Со времени возвращения в Москву и возобновления работы в ФИАНе начался период активной общественной деятельности Сахарова. В эти же годы он отметил свое 50летие — возраст, критический для теоретика, занимающегося фундаментальными проблемами [50] . Естественно, что результативность работы А.Д. понизилась. Он, однако, продолжал участвовать в работе семинара и в дискуссиях, следить за литературой, продумывать замыслы своих будущих работ. Поэтому появлявшиеся в те годы и позже формулировки типа "отошел от научной деятельности" не соответствуют действительности и находятся целиком на совеcти их авторов.
50
4. Вспоминается семинар в мае 1971 г., на котором теоретики отмечали юбилей А.Д. (мне выпало делать там доклад о сверхсильных магнитных полях в природе в связи с сахаровской идеей, см. выше). После семинара довольный и растроганный А.Д., неся подарок теоротдела — приемник ВЭФ, пошутил: "А ведь скажут, что это подарок не теоротдела, а ЦРУ, и не приемник, а передатчик…"
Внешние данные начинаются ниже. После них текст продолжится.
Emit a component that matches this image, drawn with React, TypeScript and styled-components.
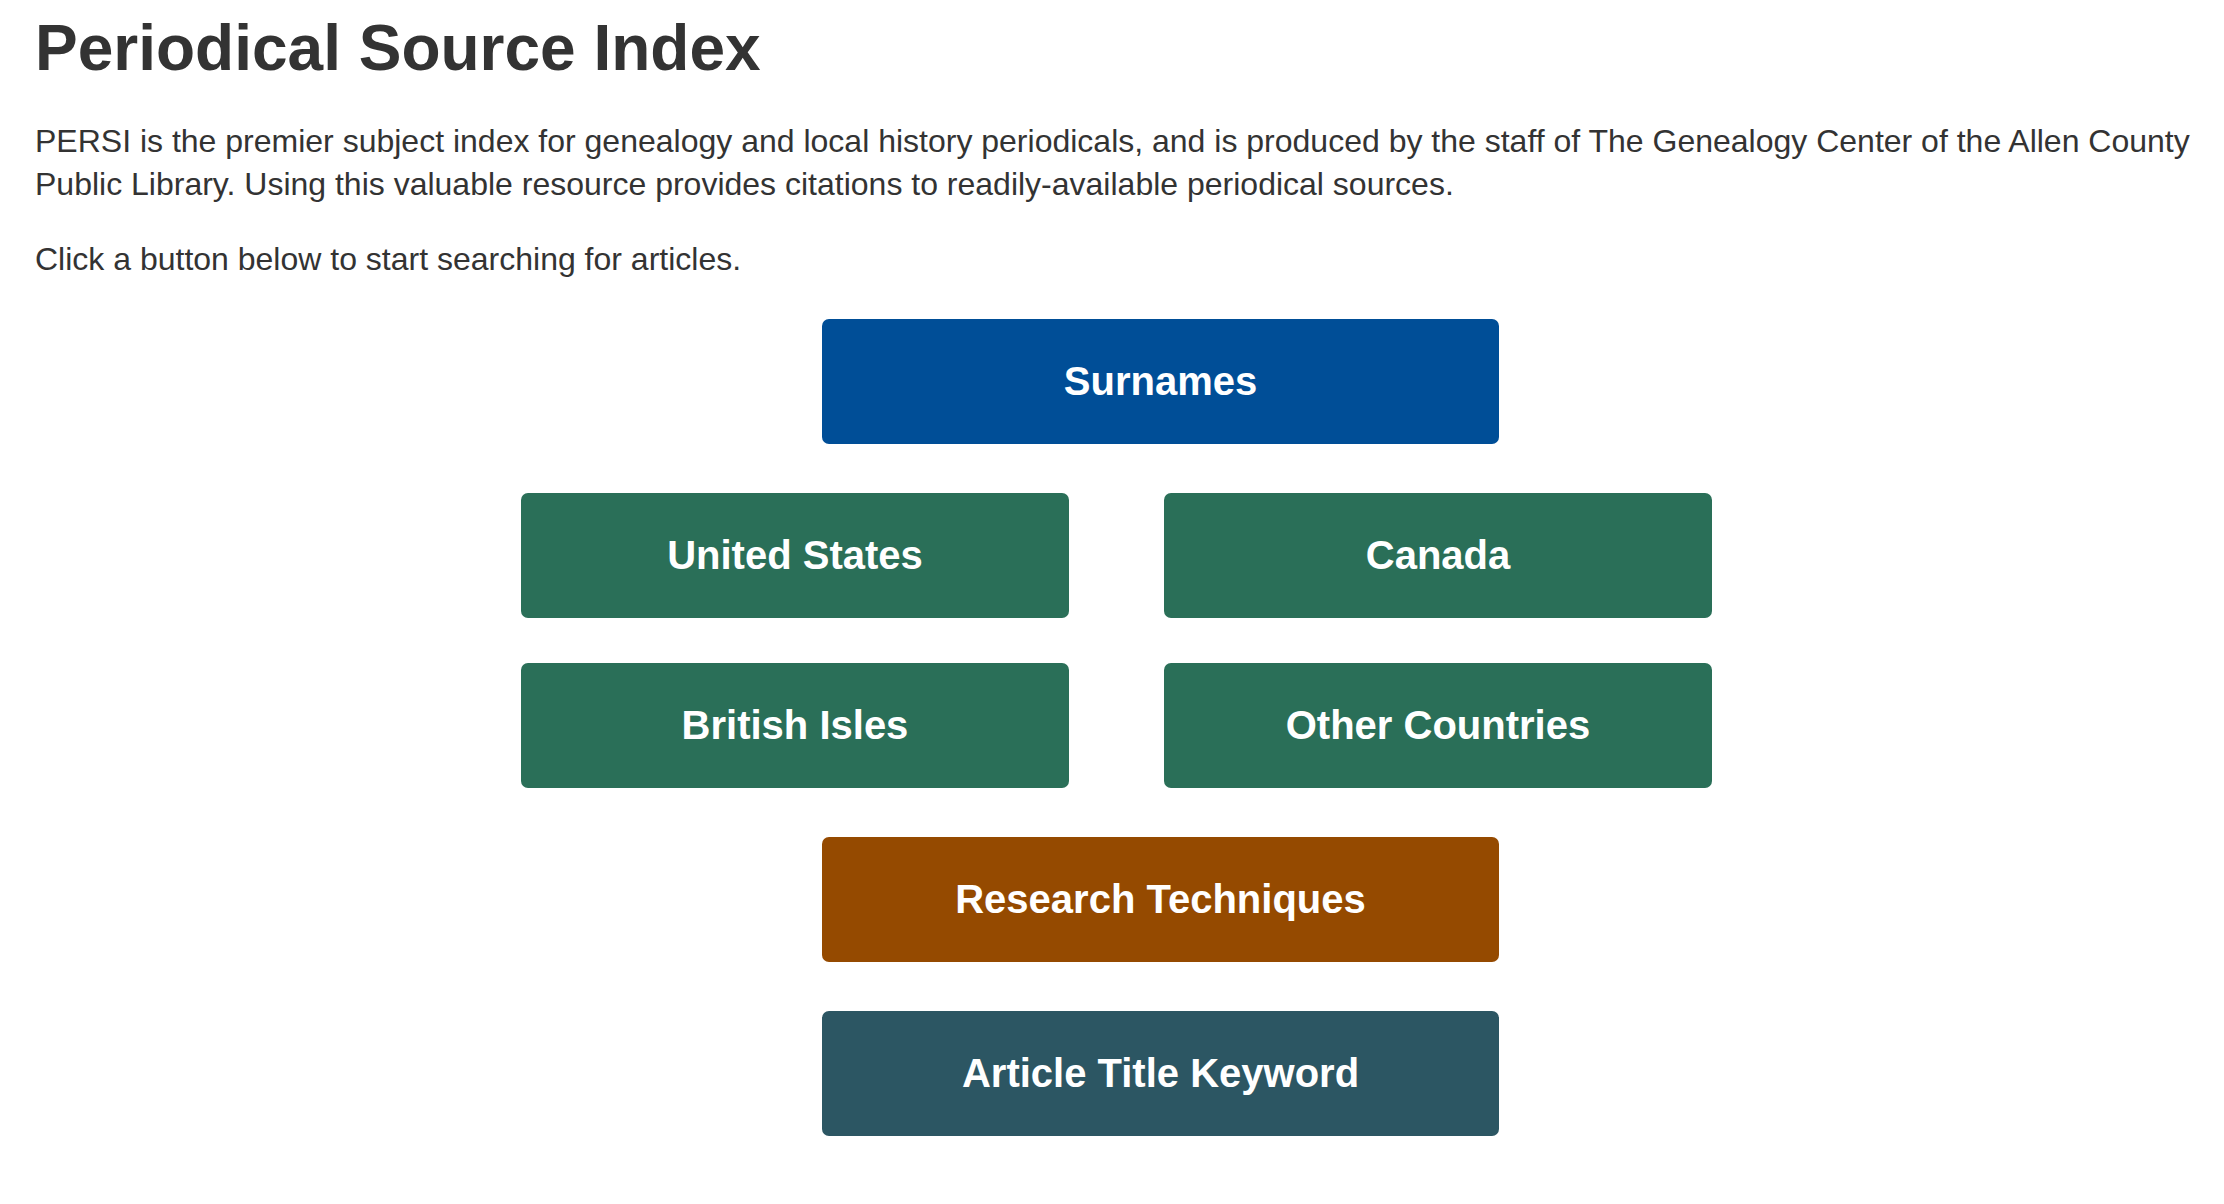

Публичные гонения на Сахарова, развернувшиеся с начала 70-х гг. тоже, конечно, не способствовали активизации его научной работы. Для нас, сотрудников А.Д. по ФИАНу, эти гонения обернулись сильным нажимом со стороны дирекции и парткома, требовавших от нас (частично, вероятно, под влиянием вышестоящих инстанций) решительного протеста, осуждения ит.п. Все это было совсем не весело, но возникали и смешные ситуации. Например, в те годы я написал популярную статью о фундаментальной длине с эпиграфом из книги "буржуазного философа" Поппера и со ссылкой на работы Сахарова. Редакция журнала, где публиковалась статья, поставила меня перед выбором — либо то, либо другое. Излишне говорить, что я пожертвовал Поппером.